If the calculator fails to display scientific functions, update your system locale to English (India) to avoid decimal separator conflicts. On some Linux distributions, you might need to install additional font packages to match the interface typography.

Advanced Training Drills

Once the calculator is installed, adopt advanced drills to maximize benefit:

  1. Competitive timing: Challenge yourself to solve 20 arithmetic series within 10 minutes using only the virtual calculator, replicating the pace of the numerical answer section.
  2. Tandem operation: Pair with a peer over screen-sharing software. One reads questions while the other manipulates the calculator, simulating collaborative error detection.
  3. Memory optimization: Practice storing intermediate values using M+, M-, and MR. This is crucial when evaluating systems of equations or complex integrals common in the GATE mathematics section.
  4. Hardware mimicry: If you plan to sit the test at a center with widescreen monitors, adjust your desktop resolution and scaling to the same aspect ratio so the calculator occupies similar screen real estate.

Over time, these drills reduce your reliance on scratch paper, save precious seconds, and align your motor patterns with the test environment.

Future-Proofing Beyond GATE 2019

Although this guide focuses on the GATE 2019 virtual calculator, the same interface has been retained for 2020, 2021, and onwards with minor tweaks. Therefore, a reliable PC download remains valuable even for future aspirants or those preparing for PSU interviews requiring quick calculation tests. Keep your chosen simulator updated by subscribing to the developer’s release notes or cloning their repository to rebuild when upstream fixes arrive.

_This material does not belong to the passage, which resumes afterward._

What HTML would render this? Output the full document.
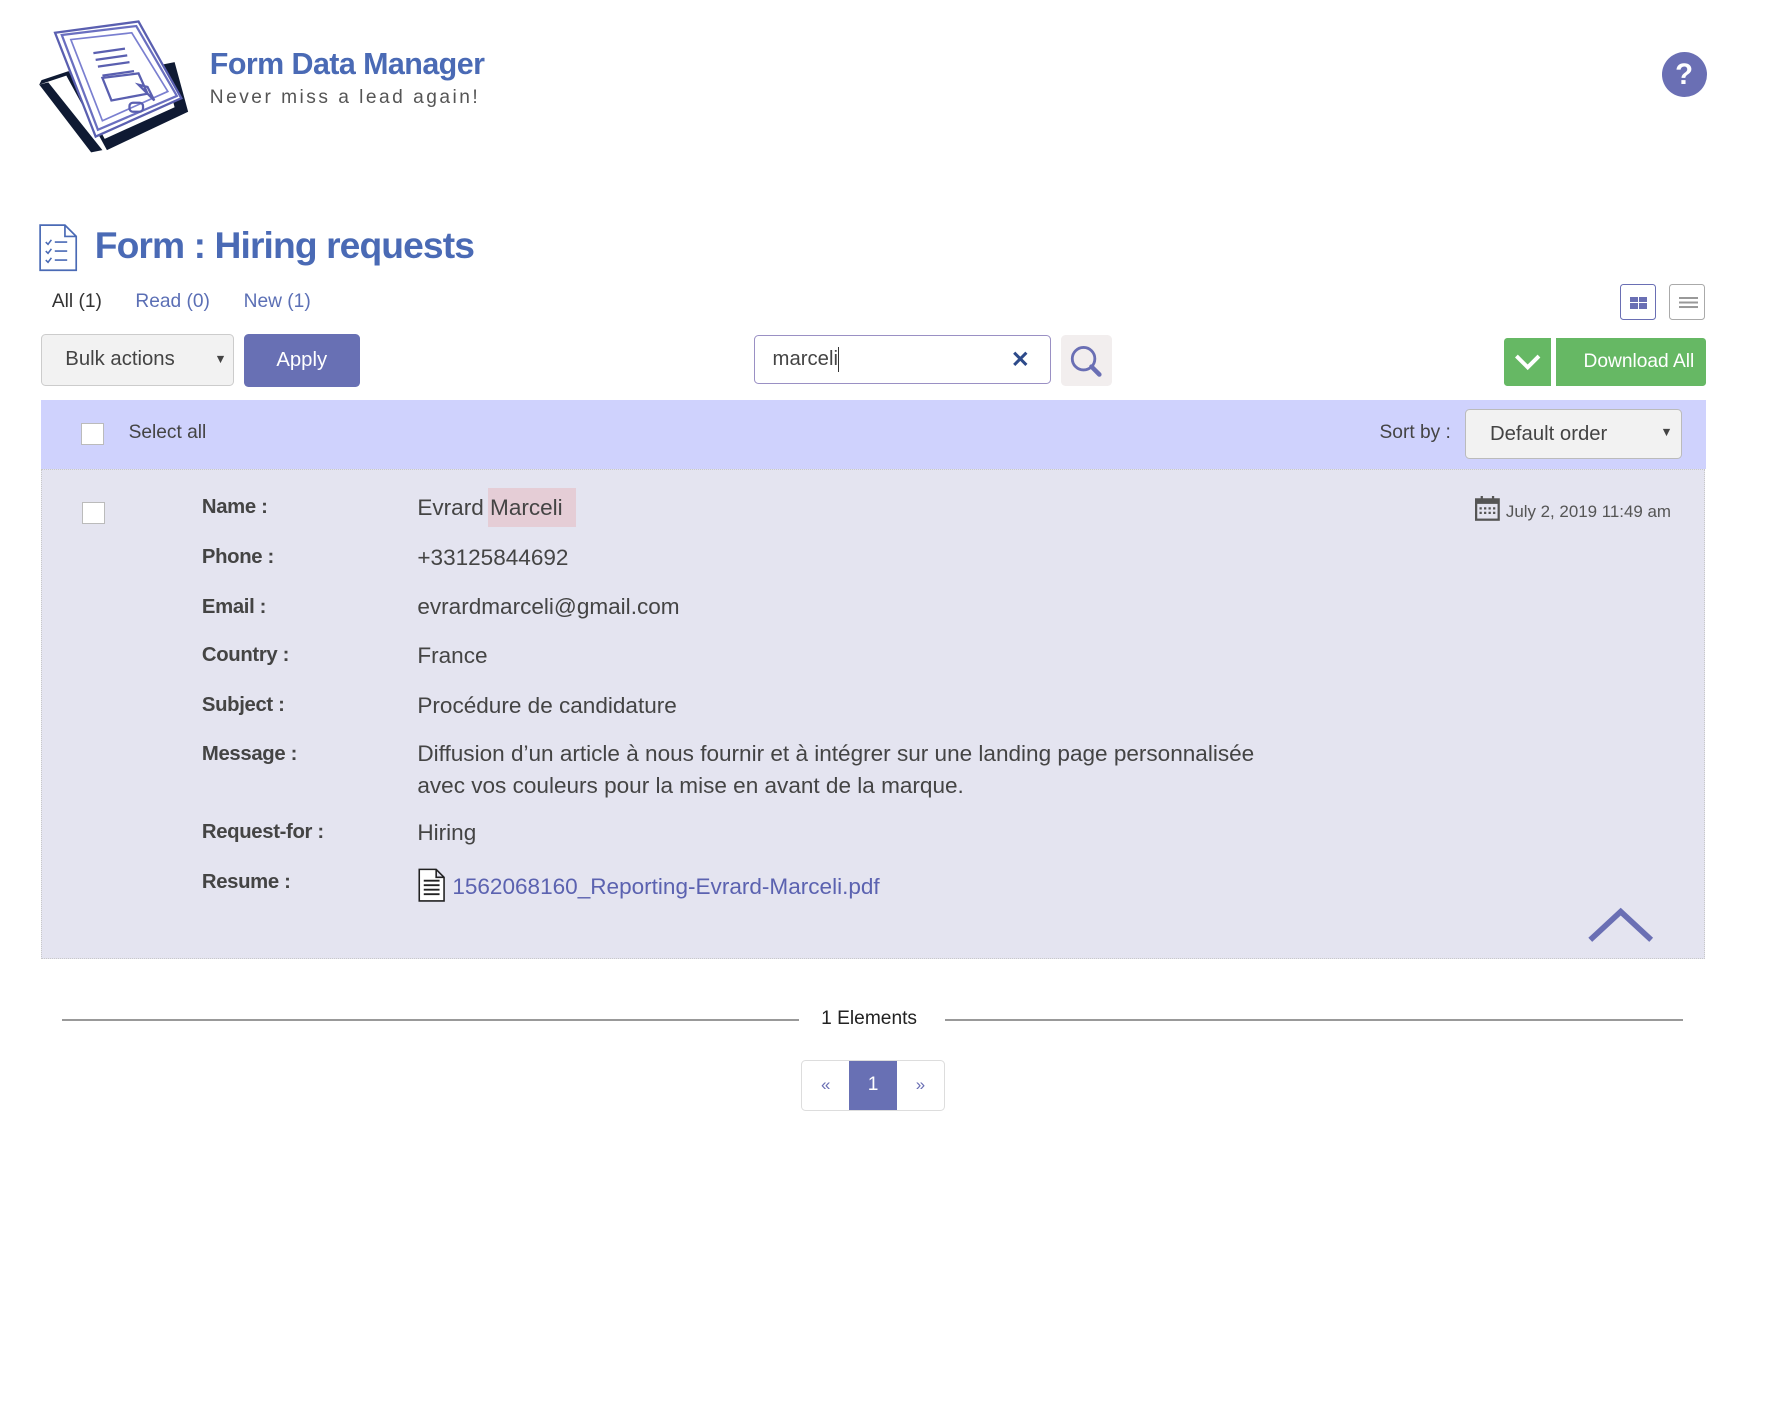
<!DOCTYPE html>
<html><head><meta charset="utf-8"><style>
html,body{margin:0;padding:0;background:#fff;overflow:hidden}
#w{position:relative;width:1567px;height:1263px;zoom:1.128;font-family:"Liberation Sans",sans-serif;color:#444}
.a{position:absolute;white-space:nowrap}
.lab{position:absolute;left:179px;font-weight:bold;font-size:18px;color:#444;letter-spacing:-0.3px}
.val{position:absolute;left:370px;font-size:20px;color:#444}
</style></head><body><div id="w">
<svg class="a" style="left:33px;top:15px" width="140" height="125" viewBox="0 0 140 125">
<path d="M2 60 L26 52 L62 118 L134 84 L122 40 L112 42 L122 80 L60 108 L28 48 L4 56 Z" fill="#0f1a33"/>
<path d="M2 60 L48 120 L58 118 L10 58 Z" fill="#0f1a33"/>
<path d="M16 14 L90 4 L128 72 L52 106 Z" fill="#fff" stroke="#5a5fb0" stroke-width="2"/>
<path d="M22 16 L88 8 L124 70 L54 100 Z" fill="none" stroke="#6a6fc0" stroke-width="2"/>
<path d="M30 20 L84 14 L116 66 L58 92 Z" fill="none" stroke="#7a7fd0" stroke-width="1.5"/>
<path d="M50 32 L78 28 M52 38 L80 34 M54 44 L82 40 M58 52 L86 48" stroke="#5a5fb0" stroke-width="2"/>
<path d="M58 54 L90 50 L98 68 L66 74 Z M90 60 L104 74 L98 62 Z" fill="none" stroke="#5a5fb0" stroke-width="2"/>
<rect x="82" y="76" width="12" height="8" rx="3" fill="none" stroke="#5a5fb0" stroke-width="2"/>
</svg>
<div class="a" style="left:186px;top:42px;font-size:27px;font-weight:bold;color:#4a6ab5;letter-spacing:-0.5px">Form Data Manager</div>
<div class="a" style="left:186px;top:77px;font-size:17px;color:#555;letter-spacing:2.2px">Never miss a lead again!</div>
<div class="a" style="left:1473px;top:46px;width:40px;height:40px;border-radius:50%;background:#6a6fb4;color:#fff;font-weight:bold;font-size:26px;text-align:center;line-height:40px">?</div>
<svg class="a" style="left:35px;top:199px" width="34" height="42" viewBox="0 0 34 42"><path d="M1 1 H23 L33 11 V41 H1 Z M23 1 V11 H33" fill="#fff" stroke="#4a6ab5" stroke-width="1.5"/><path d="M6 16 l2 2 l3-4 M6 24 l2 2 l3-4 M6 32 l2 2 l3-4 M14 16 H25 M14 24 H25 M14 32 H25" stroke="#4a6ab5" stroke-width="1.4" fill="none"/></svg>
<div class="a" style="left:84px;top:199px;font-size:33px;font-weight:bold;color:#4a6ab5;letter-spacing:-0.8px">Form : Hiring requests</div>
<div class="a" style="left:46px;top:258px;font-size:17px;color:#333">All (1)</div>
<div class="a" style="left:120px;top:258px;font-size:17px;color:#5b6fb5">Read (0)</div>
<div class="a" style="left:216px;top:258px;font-size:17px;color:#5b6fb5">New (1)</div>
<div class="a" style="left:1436px;top:252px;width:30px;height:30px;border:1.5px solid #6a6fb4;border-radius:3px"><div style="position:absolute;left:8px;top:10px;width:7px;height:5px;background:#6a6fb4"></div><div style="position:absolute;left:16px;top:10px;width:7px;height:5px;background:#6a6fb4"></div><div style="position:absolute;left:8px;top:16px;width:7px;height:5px;background:#6a6fb4"></div><div style="position:absolute;left:16px;top:16px;width:7px;height:5px;background:#6a6fb4"></div></div>
<div class="a" style="left:1480px;top:252px;width:30px;height:30px;border:1.5px solid #aaa;border-radius:3px"><div style="position:absolute;left:8px;top:10px;width:16px;height:2px;background:#999;box-shadow:0 4px #999,0 8px #999"></div></div>
<div class="a" style="left:36px;top:296px;width:170px;height:44px;border:1.5px solid #ccc;border-radius:4px;background:#f2f2f2;font-size:18px;color:#444;line-height:44px;text-indent:21px">Bulk actions<span style="position:absolute;right:6px;font-size:11px">▼</span></div>
<div class="a" style="left:216px;top:296px;width:103px;height:47px;border-radius:4px;background:#6870b4;color:#fff;font-size:18px;text-align:center;line-height:47px">Apply</div>
<div class="a" style="left:668px;top:297px;width:262px;height:42px;border:1.5px solid #9a90c4;border-radius:4px;background:#fff;font-size:18px;color:#444;line-height:42px;text-indent:16px">marceli<span style="display:inline-block;width:1px;height:22px;background:#333;vertical-align:middle"></span><span style="position:absolute;right:18px;color:#2d4a8a;font-weight:bold;font-size:20px">✕</span></div>
<div class="a" style="left:941px;top:297px;width:45px;height:45px;background:#f2eeee;border-radius:4px"><svg width="45" height="45"><circle cx="20" cy="21" r="10" fill="none" stroke="#6a6fb4" stroke-width="2.5"/><path d="M27 28 L34 35" stroke="#6a6fb4" stroke-width="4" stroke-linecap="round"/></svg></div>
<div class="a" style="left:1333px;top:300px;width:42px;height:42px;background:#66b864;border-radius:3px 0 0 3px"><svg width="42" height="42"><path d="M11 16 L21 26 L31 16" stroke="#fff" stroke-width="3.5" fill="none"/></svg></div>
<div class="a" style="left:1379px;top:300px;width:133px;height:42px;background:#66b864;border-radius:0 3px 3px 0;color:#fff;font-size:17px;line-height:42px;text-align:right"><span style="margin-right:10px">Download All</span></div>
<div class="a" style="left:36px;top:355px;width:1476px;height:61px;background:#cfd2fd"></div>
<div class="a" style="left:72px;top:375px;width:18px;height:18px;background:#fff;border:1.5px solid #bbb"></div>
<div class="a" style="left:114px;top:374px;font-size:17px;color:#444">Select all</div>
<div class="a" style="left:1223px;top:374px;font-size:17px;color:#444">Sort by :</div>
<div class="a" style="left:1299px;top:363px;width:190px;height:42px;border:1.5px solid #bbb;border-radius:4px;background:#f2f2f2;font-size:18px;color:#444;line-height:44px;text-indent:21px">Default order<span style="position:absolute;right:7px;top:-2px;font-size:11px">▼</span></div>
<div class="a" style="left:36px;top:416px;width:1474px;height:432px;background:#e4e4f0;border:1px dotted #c8c8c8"></div>
<div class="a" style="left:73px;top:445px;width:18px;height:18px;background:#fff;border:1.5px solid #bbb"></div>
<div class="lab" style="top:440px">Name :</div><div class="val" style="top:439px">Evrard <span style="background:#e5cdd6;padding:6px 12px 6px 2px;margin-left:-2px">Marceli</span></div>
<div class="lab" style="top:484px">Phone :</div><div class="val" style="top:483px">+33125844692</div>
<div class="lab" style="top:528px">Email :</div><div class="val" style="top:527px">evrardmarceli@gmail.com</div>
<div class="lab" style="top:571px">Country :</div><div class="val" style="top:570px">France</div>
<div class="lab" style="top:615px">Subject :</div><div class="val" style="top:614px">Procédure de candidature</div>
<div class="lab" style="top:659px">Message :</div><div class="val" style="top:658px;line-height:29px;margin-top:-4px">Diffusion d’un article à nous fournir et à intégrer sur une landing page personnalisée<br>avec vos couleurs pour la mise en avant de la marque.</div>
<div class="lab" style="top:728px">Request-for :</div><div class="val" style="top:727px">Hiring</div>
<div class="lab" style="top:772px">Resume :</div>
<svg class="a" style="left:370px;top:768px" width="26" height="32" viewBox="0 0 26 32"><path d="M2 3 H17 L24 10 V31 H2 Z M17 3 V10 H24" fill="#fff" stroke="#222" stroke-width="1.4"/><path d="M6 13 H20 M6 17 H20 M6 21 H20 M6 25 H20" stroke="#222" stroke-width="1.6"/></svg>
<div class="a" style="left:401px;top:775px;font-size:20px;color:#5b62b0">1562068160_Reporting-Evrard-Marceli.pdf</div>
<svg class="a" style="left:1308px;top:440px" width="22" height="22" viewBox="0 0 22 22"><rect x="1" y="3" width="20" height="18" fill="none" stroke="#555" stroke-width="2"/><rect x="1" y="3" width="20" height="4" fill="#555"/><path d="M4 10h2v2H4zM8 10h2v2H8zM12 10h2v2h-2zM16 10h2v2h-2zM4 14h2v2H4zM8 14h2v2H8zM12 14h2v2h-2zM16 14h2v2h-2z" fill="#555"/><path d="M6 0v5M16 0v5" stroke="#555" stroke-width="2"/></svg>
<div class="a" style="left:1335px;top:445px;font-size:15px;color:#555">July 2, 2019 11:49 am</div>
<svg class="a" style="left:1408px;top:803px" width="58" height="32"><path d="M2 30 L29 5 L56 30" stroke="#6a6fb4" stroke-width="5" fill="none"/></svg>
<div class="a" style="left:55px;top:903px;width:653px;height:2px;background:#999"></div>
<div class="a" style="left:838px;top:903px;width:654px;height:2px;background:#999"></div>
<div class="a" style="left:728px;top:894px;font-size:17px;color:#222">1 Elements</div>
<div class="a" style="left:710px;top:940px;width:126px;height:43px;border:1.5px solid #ddd;border-radius:4px;background:#fff"></div>
<div class="a" style="left:753px;top:941px;width:42px;height:43px;background:#6870b4;color:#fff;font-size:17px;text-align:center;line-height:43px">1</div>
<div class="a" style="left:712px;top:941px;width:40px;line-height:43px;text-align:center;color:#6a6fb4;font-size:15px">«</div>
<div class="a" style="left:796px;top:941px;width:40px;line-height:43px;text-align:center;color:#6a6fb4;font-size:15px">»</div>
</div></body></html>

Finally, while leveraging a downloadable virtual calculator provides a huge advantage in practicing numerical accuracy, do not neglect conceptual understanding. Use the calculator as a tool to verify reasoning, not as a crutch to brute-force problems. When combined with deliberate practice, resourceful note-taking, and mock analytics, this tool can mimic the official environment so closely that the actual exam feels like another home practice session.